Bought from France as a four-year-old by his owners, the Turleys, in 2020, he had an inauspicious start to his career at Willie Mullin’s stable when beaten in his first three races over hurdles. It was his fourth race and first visit to Cheltenham that first told the tale. Ridden by Sean O’Keefe, he won the Martin Pipe Handicap Hurdle at the 2021 Festival off a rating of 142, which in retrospect made him the greatest certainty that ever faced a starting tape. Ever since then he has been hoovering up Grade One contests and banked over €2million euro in prizemoney for his lucky owners.
It's taken longer than it should have done but he has at last arrived into the warmth of public appreciation and the loud, loving and lasting reception he received when winning the Irish Gold Cup at the DRF in February will remain long in the memory of those who were there to witness it. If ever a horse was designed for Cheltenham, the jet black Galopin Des Champs is that beast. He loves a battle and comes alive when he meets a hill at the end of a three-mile chase. All being well, this afternoon he will find that hill, but will he find an opponent capable of offering a battle to tackle on its unforgiving rise?

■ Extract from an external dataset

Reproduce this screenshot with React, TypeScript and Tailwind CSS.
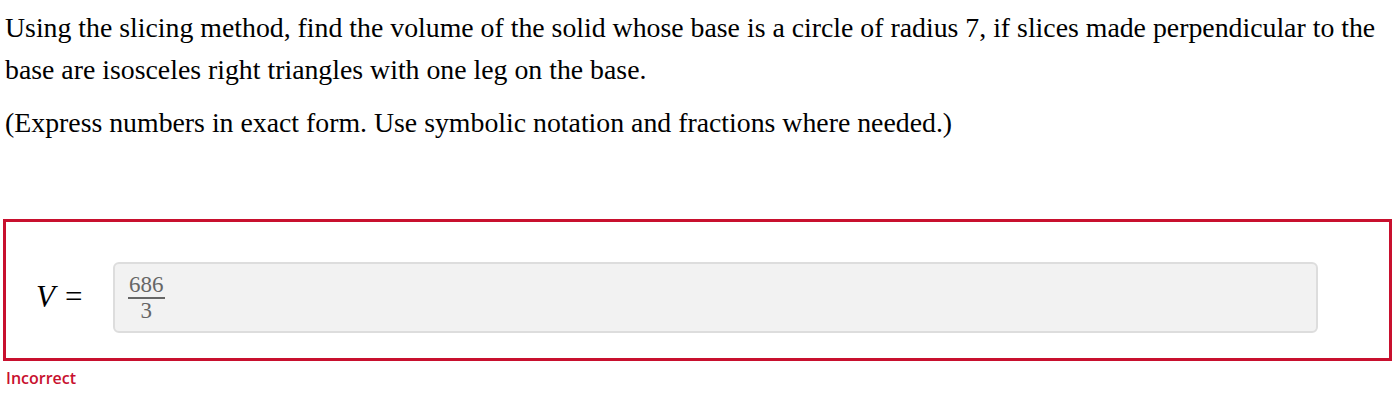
import React from "react";

export default function App() {
  return (
    <div className="w-[1396px] h-[404px] bg-white text-black">
      <div className="pl-[5px] pr-2 pt-[7px] font-['Liberation_Serif',serif] text-[27.8px] leading-[42px]">
        <p>
          Using the slicing method, find the volume of the solid whose base is a circle of radius 7, if slices made
          perpendicular to the base are isosceles right triangles with one leg on the base.
        </p>
        <p className="mt-[11px]">(Express numbers in exact form. Use symbolic notation and fractions where needed.)</p>
      </div>

      <div className="mt-[75px] ml-[3px] w-[1389px] h-[142px] border-[3px] border-[#c8102e] flex items-start pt-[40px]">
        <div className="w-[107px] h-[71px] pl-[30px] flex items-center gap-[10px] font-['Liberation_Serif',serif] text-[31px]">
          <span className="italic">V</span>
          <span>=</span>
        </div>
        <div className="w-[1205px] h-[71px] rounded-[6px] border-2 border-[#dddddd] bg-[#f2f2f2] flex items-center pl-[13px]">
          <div className="inline-flex flex-col items-center font-['Liberation_Serif',serif] text-[23px] leading-[22px] text-[#666666]">
            <span className="px-[1px]">686</span>
            <span className="block w-full h-[2px] bg-[#666666] my-[1px]"></span>
            <span>3</span>
          </div>
        </div>
      </div>

      <div className="pl-[6px] mt-[5px] font-['Open_Sans',sans-serif] font-semibold text-[16px] text-[#c8102e]">
        Incorrect
      </div>
    </div>
  );
}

There are races other than the Gold Cup at Cheltenham this afternoon. Six of them in fact, some of them top class, all of them interesting but none of them will deflect more than a shred of attention from the overriding question today. What can stop Galopin Des Champs?
Obstacles can impact him, obviously. Constitution Hill and State Man are topical examples of the danger involved when a racehorse leaves the ground at speed and Galopin’s only defeat at Cheltenham came when he slipped on landing after the last when a dozen lengths clear of yesterday’s Stayers Hurdle winner, Bob Olinger in the Turners Chase on St. Patricks Day in 2022. Other than that unfortunate accident he has been foot sure and flawless in all his races and hopefully will be again today.
So that just leaves eight opponents between him and a well-deserved statue. Banbridge is the only horse rated within a stone of the favourite and the only one that might have the ability and improvement trajectory to make a race of it. He collared Il Est Francais to win the King George at Kempton over Christmas, in what was a muddling contest. Inothewayurthinkin has been expensively supplemented into the race as a late entry last week having been originally targeted at the Aintree National. He finished a total of 6- lengths behind Galopin in three clashes this season and although he has been getting closer each time, he’s unlikely to show the necessary improvement to get much closer today.
Today is all about history. Sit back and watch the peerless Galopin Des Champs as he makes it.